Smart Congolese: Child Traders!

Kinshasa : Child Traders

The series about Smart Congolese is a great success! The traffic police post attracted more than 200 comments and more than 1600 clicks in 4 days, a record number! Today it’s child traders. I always said that the Congolese were the smartest in the world but today I am adding a line inspired by a French play: Aux âmes congolaises, la débrouillardise n’attend pas le nombre des années (In the Congo, you don’t have to be old to be smart).

I see child traders every day, and in growing numbers. A few days ago I was on the Kinshasa University campus doing a report for work, and I happened to talk to two of these young ‘businessmen’ who agreed to share with me the broad lines of their business.

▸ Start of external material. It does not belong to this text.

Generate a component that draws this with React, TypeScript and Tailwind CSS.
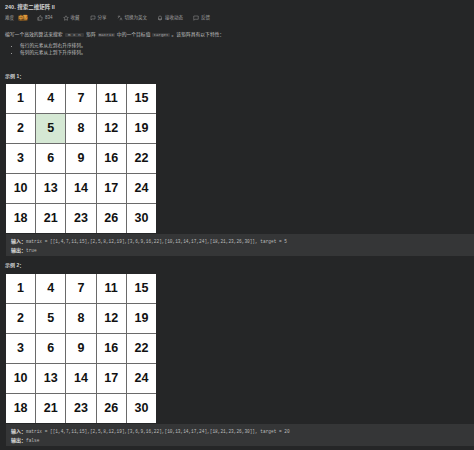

These kids have a real sense of business. They agreed to answer my questions but I had to pay to take their picture.

Just children, but having to manage
They are 13 and 14 years of age. Every day, these two children roam the UNIKIN campus trying to sell their stock of pens, paper and biscuits, mainly. They haven’t been to school in a long time, and university? Difficult for them to hope or even dream of setting foot there as students.

With deteriorating living conditions, their parents’ meager wages, the long teachers’ strikes, these children have no other choice but to manage. They have at least 1,500 francs’ worth of goods in their boxes and they told me that they made an average of 400 to 500 Congolese francs’ profit daily. This is less than US$1, which is not much, given the cost of living in Kinshasa.

One can always have dreams
As a child, you have dreams. When I was 13 years old, I dreamed of having the latest game console, but these children have other dreams. “Later I want to go to Europe, I want to work, to earn a lot of money to help my family”, one of the boys said in response to my question about what he wanted to do later.

Maybe those two will be among those who will try to swim across the ocean in order to reach the European paradise!

Our youth are the future?
Does the future of the Congo have to rest on these increasingly less educated and more and more cunning youths?